* **Recorded data**:
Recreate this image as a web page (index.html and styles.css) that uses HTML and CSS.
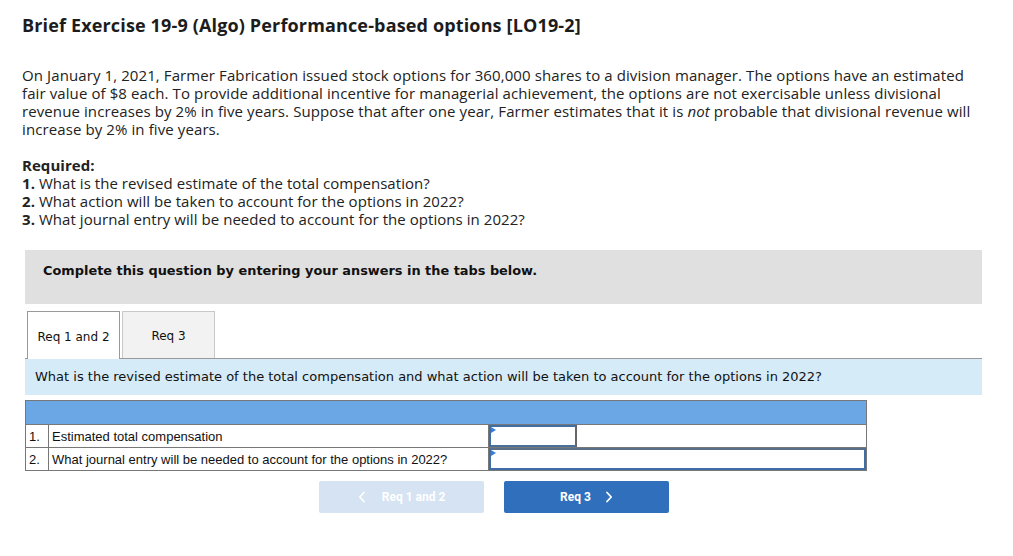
FILE: index.html
```html
<!DOCTYPE html>
<html>
<head>
<meta charset="utf-8">
<link rel="stylesheet" href="styles.css">
</head>
<body>
<div class="page">
  <h1 class="title">Brief Exercise 19-9 (Algo) Performance-based options [LO19-2]</h1>
  <p class="intro">On January 1, 2021, Farmer Fabrication issued stock options for 360,000 shares to a division manager. The options have an estimated fair value of $8 each. To provide additional incentive for managerial achievement, the options are not exercisable unless divisional revenue increases by 2% in five years. Suppose that after one year, Farmer estimates that it is <em>not</em> probable that divisional revenue will increase by 2% in five years.</p>
  <div class="required">
    <div class="req-head">Required:</div>
    <div><b>1.</b> What is the revised estimate of the total compensation?</div>
    <div><b>2.</b> What action will be taken to account for the options in 2022?</div>
    <div><b>3.</b> What journal entry will be needed to account for the options in 2022?</div>
  </div>
  <div class="work">
    <div class="notice">Complete this question by entering your answers in the tabs below.</div>
    <div class="tabs">
      <div class="tab active">Req 1 and 2</div>
      <div class="tab">Req 3</div>
    </div>
    <div class="prompt">What is the revised estimate of the total compensation and what action will be taken to account for the options in 2022?</div>
    <table class="answers">
      <colgroup><col class="c1"><col class="c2"><col class="c3"></colgroup>
      <tr class="head"><td colspan="3"></td></tr>
      <tr>
        <td class="num">1.</td>
        <td class="label">Estimated total compensation</td>
        <td class="cell"><div class="input short"><span class="flag"></span></div></td>
      </tr>
      <tr>
        <td class="num">2.</td>
        <td class="label">What journal entry will be needed to account for the options in 2022?</td>
        <td class="cell"><div class="input wide"><span class="flag"></span></div></td>
      </tr>
    </table>
    <div class="nav">
      <div class="btn prev"><svg class="chev" width="8" height="12" viewBox="0 0 8 12"><path d="M6 1.5 L1.8 6 L6 10.5" fill="none" stroke="#fff" stroke-width="1.8" stroke-linecap="round" stroke-linejoin="round"/></svg><span>Req 1 and 2</span></div>
      <div class="btn next"><span>Req 3</span><svg class="chev" width="8" height="12" viewBox="0 0 8 12"><path d="M2 1.5 L6.2 6 L2 10.5" fill="none" stroke="#fff" stroke-width="1.8" stroke-linecap="round" stroke-linejoin="round"/></svg></div>
    </div>
  </div>
</div>
</body>
</html>
```

FILE: styles.css
```css
html, body {
  margin: 0;
  padding: 0;
  background: #fff;
}
.page {
  width: 960px;
  padding: 13px 0 0 22px;
  font-family: "Open Sans", "Liberation Sans", sans-serif;
  color: #222;
}
.title {
  margin: 0;
  font-size: 18px;
  line-height: 24px;
  font-weight: 700;
  letter-spacing: 0.15px;
  color: #1c1c1c;
}
.intro {
  margin: 29px 0 0;
  font-size: 15px;
  letter-spacing: 0.1px;
  line-height: 18px;
}
.required {
  margin-top: 18px;
  font-size: 15px;
  letter-spacing: 0.05px;
  line-height: 18px;
}
.req-head {
  font-weight: 700;
}
.work {
  margin: 22px 0 0 3px;
  width: 957px;
}
.notice {
  background: #e0e0e0;
  height: 54px;
  box-sizing: border-box;
  padding: 13px 18px;
  font-family: "DejaVu Sans", Verdana, sans-serif;
  font-weight: 700;
  font-size: 12.9px;
  color: #111;
}
.tabs {
  display: flex;
  gap: 2px;
  margin-top: 7px;
  padding-left: 2px;
  border-bottom: 1px solid #999;
  height: 47px;
}
.tab {
  width: 93px;
  box-sizing: border-box;
  border: 1px solid #c8c8c8;
  border-bottom: none;
  background: #f2f2f2;
  font-family: "DejaVu Sans", Verdana, sans-serif;
  font-size: 12px;
  color: #111;
  display: flex;
  align-items: center;
  justify-content: center;
  padding-top: 2px;
}
.tab.active {
  background: #fff;
  border-color: #999;
  margin-bottom: -1px;
}
.prompt {
  background: #d6ebf8;
  height: 36px;
  box-sizing: border-box;
  padding: 10px 10px;
  font-family: "DejaVu Sans", Verdana, sans-serif;
  font-size: 13px;
  color: #111;
}
.answers {
  margin-top: 5px;
  width: 842px;
  table-layout: fixed;
  border-collapse: collapse;
  font-family: "Liberation Sans", Arial, sans-serif;
  font-size: 13px;
  color: #111;
}
.c1 { width: 23px; }
.c2 { width: 440px; }
.answers td {
  border: 1px solid #777;
  padding: 0;
  height: 22px;
}
.answers .head td {
  background: #6ba7e4;
  height: 23px;
}
.answers .num {
  padding-left: 3px;
}
.answers .label {
  padding-left: 3px;
}
.answers .cell {
  vertical-align: top;
}
.input {
  position: relative;
  height: 22px;
  box-sizing: border-box;
  border: 2px solid #3f6ea6;
  background: #fff;
}
.input.short {
  width: 88px;
  border-color: #3f6ea6 #666 #4a6f9c #3f6ea6;
}
.input.wide {
  width: 100%;
  border-color: #5a6f8a #3f6ea6 #3f6ea6 #3f6ea6;
}
.flag {
  position: absolute;
  left: 0;
  top: 0;
  width: 0;
  height: 0;
  border-top: 3px solid transparent;
  border-bottom: 3px solid transparent;
  border-left: 5px solid #3a7fd5;
}
.nav {
  display: flex;
  gap: 20px;
  margin: 10px 0 0 294px;
}
.btn {
  width: 165px;
  height: 32px;
  border-radius: 2px;
  display: flex;
  align-items: center;
  justify-content: center;
  gap: 14px;
  font-family: Roboto, "Liberation Sans", sans-serif;
  font-weight: 700;
  font-size: 12px;
  color: #fff;
}
.btn .chev {
  display: block;
}
.prev {
  background: #d5e3f3;
  gap: 16px;
}
.next {
  background: #2f6fbc;
}
```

* **Given instruction**:
Copy the listing over exactly, skipping the pictures it holds.

* **Answer to this problem**:
Recreate this image as a web page (index.html and styles.css) that uses HTML and CSS.
FILE: index.html
```html
<!DOCTYPE html>
<html>
<head>
<meta charset="utf-8">
<link rel="stylesheet" href="styles.css">
</head>
<body>
<div class="page">
  <h1 class="title">Brief Exercise 19-9 (Algo) Performance-based options [LO19-2]</h1>
  <p class="intro">On January 1, 2021, Farmer Fabrication issued stock options for 360,000 shares to a division manager. The options have an estimated fair value of $8 each. To provide additional incentive for managerial achievement, the options are not exercisable unless divisional revenue increases by 2% in five years. Suppose that after one year, Farmer estimates that it is <em>not</em> probable that divisional revenue will increase by 2% in five years.</p>
  <div class="required">
    <div class="req-head">Required:</div>
    <div><b>1.</b> What is the revised estimate of the total compensation?</div>
    <div><b>2.</b> What action will be taken to account for the options in 2022?</div>
    <div><b>3.</b> What journal entry will be needed to account for the options in 2022?</div>
  </div>
  <div class="work">
    <div class="notice">Complete this question by entering your answers in the tabs below.</div>
    <div class="tabs">
      <div class="tab active">Req 1 and 2</div>
      <div class="tab">Req 3</div>
    </div>
    <div class="prompt">What is the revised estimate of the total compensation and what action will be taken to account for the options in 2022?</div>
    <table class="answers">
      <colgroup><col class="c1"><col class="c2"><col class="c3"></colgroup>
      <tr class="head"><td colspan="3"></td></tr>
      <tr>
        <td class="num">1.</td>
        <td class="label">Estimated total compensation</td>
        <td class="cell"><div class="input short"><span class="flag"></span></div></td>
      </tr>
      <tr>
        <td class="num">2.</td>
        <td class="label">What journal entry will be needed to account for the options in 2022?</td>
        <td class="cell"><div class="input wide"><span class="flag"></span></div></td>
      </tr>
    </table>
    <div class="nav">
      <div class="btn prev"><svg class="chev" width="8" height="12" viewBox="0 0 8 12"><path d="M6 1.5 L1.8 6 L6 10.5" fill="none" stroke="#fff" stroke-width="1.8" stroke-linecap="round" stroke-linejoin="round"/></svg><span>Req 1 and 2</span></div>
      <div class="btn next"><span>Req 3</span><svg class="chev" width="8" height="12" viewBox="0 0 8 12"><path d="M2 1.5 L6.2 6 L2 10.5" fill="none" stroke="#fff" stroke-width="1.8" stroke-linecap="round" stroke-linejoin="round"/></svg></div>
    </div>
  </div>
</div>
</body>
</html>
```

FILE: styles.css
```css
html, body {
  margin: 0;
  padding: 0;
  background: #fff;
}
.page {
  width: 960px;
  padding: 13px 0 0 22px;
  font-family: "Open Sans", "Liberation Sans", sans-serif;
  color: #222;
}
.title {
  margin: 0;
  font-size: 18px;
  line-height: 24px;
  font-weight: 700;
  letter-spacing: 0.15px;
  color: #1c1c1c;
}
.intro {
  margin: 29px 0 0;
  font-size: 15px;
  letter-spacing: 0.1px;
  line-height: 18px;
}
.required {
  margin-top: 18px;
  font-size: 15px;
  letter-spacing: 0.05px;
  line-height: 18px;
}
.req-head {
  font-weight: 700;
}
.work {
  margin: 22px 0 0 3px;
  width: 957px;
}
.notice {
  background: #e0e0e0;
  height: 54px;
  box-sizing: border-box;
  padding: 13px 18px;
  font-family: "DejaVu Sans", Verdana, sans-serif;
  font-weight: 700;
  font-size: 12.9px;
  color: #111;
}
.tabs {
  display: flex;
  gap: 2px;
  margin-top: 7px;
  padding-left: 2px;
  border-bottom: 1px solid #999;
  height: 47px;
}
.tab {
  width: 93px;
  box-sizing: border-box;
  border: 1px solid #c8c8c8;
  border-bottom: none;
  background: #f2f2f2;
  font-family: "DejaVu Sans", Verdana, sans-serif;
  font-size: 12px;
  color: #111;
  display: flex;
  align-items: center;
  justify-content: center;
  padding-top: 2px;
}
.tab.active {
  background: #fff;
  border-color: #999;
  margin-bottom: -1px;
}
.prompt {
  background: #d6ebf8;
  height: 36px;
  box-sizing: border-box;
  padding: 10px 10px;
  font-family: "DejaVu Sans", Verdana, sans-serif;
  font-size: 13px;
  color: #111;
}
.answers {
  margin-top: 5px;
  width: 842px;
  table-layout: fixed;
  border-collapse: collapse;
  font-family: "Liberation Sans", Arial, sans-serif;
  font-size: 13px;
  color: #111;
}
.c1 { width: 23px; }
.c2 { width: 440px; }
.answers td {
  border: 1px solid #777;
  padding: 0;
  height: 22px;
}
.answers .head td {
  background: #6ba7e4;
  height: 23px;
}
.answers .num {
  padding-left: 3px;
}
.answers .label {
  padding-left: 3px;
}
.answers .cell {
  vertical-align: top;
}
.input {
  position: relative;
  height: 22px;
  box-sizing: border-box;
  border: 2px solid #3f6ea6;
  background: #fff;
}
.input.short {
  width: 88px;
  border-color: #3f6ea6 #666 #4a6f9c #3f6ea6;
}
.input.wide {
  width: 100%;
  border-color: #5a6f8a #3f6ea6 #3f6ea6 #3f6ea6;
}
.flag {
  position: absolute;
  left: 0;
  top: 0;
  width: 0;
  height: 0;
  border-top: 3px solid transparent;
  border-bottom: 3px solid transparent;
  border-left: 5px solid #3a7fd5;
}
.nav {
  display: flex;
  gap: 20px;
  margin: 10px 0 0 294px;
}
.btn {
  width: 165px;
  height: 32px;
  border-radius: 2px;
  display: flex;
  align-items: center;
  justify-content: center;
  gap: 14px;
  font-family: Roboto, "Liberation Sans", sans-serif;
  font-weight: 700;
  font-size: 12px;
  color: #fff;
}
.btn .chev {
  display: block;
}
.prev {
  background: #d5e3f3;
  gap: 16px;
}
.next {
  background: #2f6fbc;
}
```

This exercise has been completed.